**Task**. Locate every line in the material below that has the word "React". Copy each of those lines.

**Supplied information**.
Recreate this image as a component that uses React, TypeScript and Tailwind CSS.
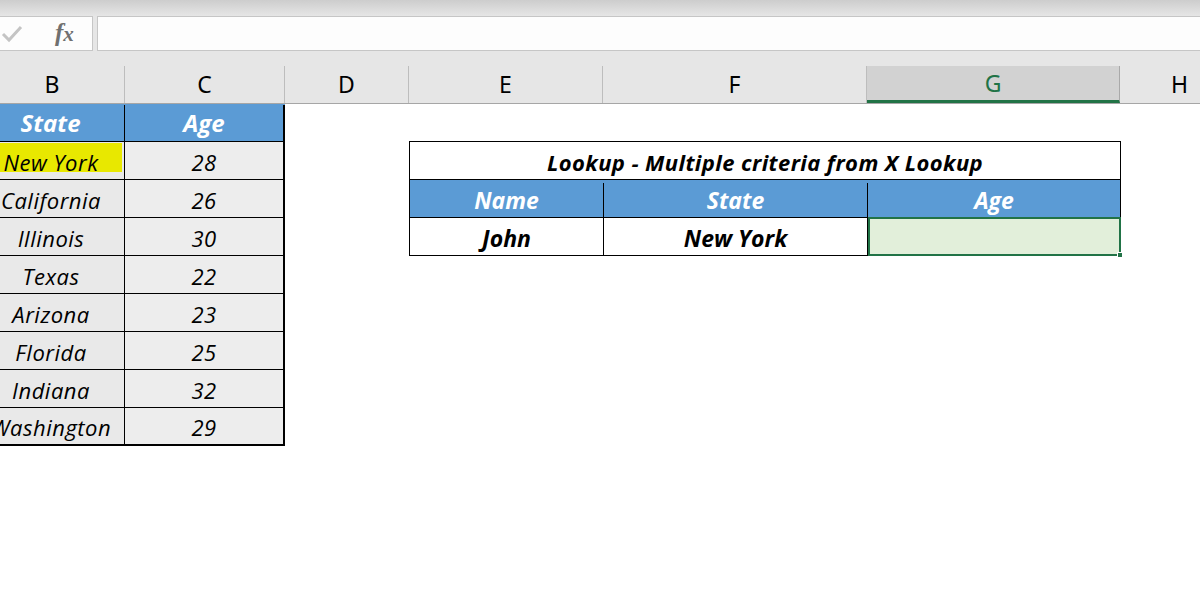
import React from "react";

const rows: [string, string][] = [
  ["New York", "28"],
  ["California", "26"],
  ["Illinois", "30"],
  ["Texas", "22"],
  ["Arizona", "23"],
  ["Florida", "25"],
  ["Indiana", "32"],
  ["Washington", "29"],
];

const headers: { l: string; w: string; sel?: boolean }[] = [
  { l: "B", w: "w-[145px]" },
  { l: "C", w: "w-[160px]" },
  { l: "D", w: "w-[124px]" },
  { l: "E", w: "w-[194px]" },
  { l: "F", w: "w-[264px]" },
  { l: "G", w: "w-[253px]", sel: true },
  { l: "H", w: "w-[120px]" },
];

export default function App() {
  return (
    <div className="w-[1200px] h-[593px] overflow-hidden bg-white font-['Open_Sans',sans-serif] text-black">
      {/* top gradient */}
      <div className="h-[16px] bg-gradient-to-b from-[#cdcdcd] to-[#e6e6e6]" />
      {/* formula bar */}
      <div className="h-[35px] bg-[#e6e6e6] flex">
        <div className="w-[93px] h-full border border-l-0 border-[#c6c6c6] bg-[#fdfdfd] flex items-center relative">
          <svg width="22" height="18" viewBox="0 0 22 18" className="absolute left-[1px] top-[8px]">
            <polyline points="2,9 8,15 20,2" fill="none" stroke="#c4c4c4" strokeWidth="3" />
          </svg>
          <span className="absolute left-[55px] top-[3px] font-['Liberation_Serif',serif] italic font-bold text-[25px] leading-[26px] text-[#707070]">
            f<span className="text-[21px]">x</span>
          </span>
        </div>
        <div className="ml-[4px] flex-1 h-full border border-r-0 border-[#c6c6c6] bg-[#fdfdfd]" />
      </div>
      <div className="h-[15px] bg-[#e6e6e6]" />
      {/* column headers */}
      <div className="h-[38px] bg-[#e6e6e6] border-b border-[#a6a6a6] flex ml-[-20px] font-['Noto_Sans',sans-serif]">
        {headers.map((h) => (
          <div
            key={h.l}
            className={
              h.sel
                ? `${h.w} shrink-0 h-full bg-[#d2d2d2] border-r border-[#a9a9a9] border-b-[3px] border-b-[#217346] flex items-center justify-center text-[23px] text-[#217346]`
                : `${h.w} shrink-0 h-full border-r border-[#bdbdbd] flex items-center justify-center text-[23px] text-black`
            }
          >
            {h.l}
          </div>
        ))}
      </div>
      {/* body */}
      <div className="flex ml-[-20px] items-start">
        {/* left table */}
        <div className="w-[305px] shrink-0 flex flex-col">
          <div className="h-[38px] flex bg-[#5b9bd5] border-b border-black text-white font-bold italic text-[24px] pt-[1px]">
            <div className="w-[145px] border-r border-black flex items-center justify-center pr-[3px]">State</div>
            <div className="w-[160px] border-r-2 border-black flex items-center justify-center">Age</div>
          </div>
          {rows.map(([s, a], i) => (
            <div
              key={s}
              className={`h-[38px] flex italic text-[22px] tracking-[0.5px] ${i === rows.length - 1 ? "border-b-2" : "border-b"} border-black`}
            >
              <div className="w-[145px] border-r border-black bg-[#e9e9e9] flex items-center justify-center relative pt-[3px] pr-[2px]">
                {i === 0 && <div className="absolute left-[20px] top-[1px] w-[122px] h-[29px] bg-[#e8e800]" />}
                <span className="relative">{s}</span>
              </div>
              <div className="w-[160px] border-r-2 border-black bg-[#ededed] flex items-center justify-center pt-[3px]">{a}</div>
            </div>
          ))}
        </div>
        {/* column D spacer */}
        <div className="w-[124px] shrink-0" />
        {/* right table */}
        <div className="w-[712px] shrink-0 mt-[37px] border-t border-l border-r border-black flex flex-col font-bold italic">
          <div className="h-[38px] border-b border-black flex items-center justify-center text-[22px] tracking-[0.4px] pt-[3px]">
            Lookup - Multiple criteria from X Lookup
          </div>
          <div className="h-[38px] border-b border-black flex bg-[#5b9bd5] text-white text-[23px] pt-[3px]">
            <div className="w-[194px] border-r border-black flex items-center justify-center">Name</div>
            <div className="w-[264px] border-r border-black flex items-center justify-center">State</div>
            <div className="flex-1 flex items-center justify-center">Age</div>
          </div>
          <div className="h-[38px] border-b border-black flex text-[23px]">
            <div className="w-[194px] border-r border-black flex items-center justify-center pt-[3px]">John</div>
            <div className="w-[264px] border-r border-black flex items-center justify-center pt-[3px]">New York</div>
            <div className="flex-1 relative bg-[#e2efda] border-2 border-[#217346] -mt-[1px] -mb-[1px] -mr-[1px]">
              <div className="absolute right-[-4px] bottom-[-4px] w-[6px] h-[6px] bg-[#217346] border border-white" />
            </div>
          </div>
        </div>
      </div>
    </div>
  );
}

**Problem solution**.
Recreate this image as a component that uses React, TypeScript and Tailwind CSS.
import React from "react";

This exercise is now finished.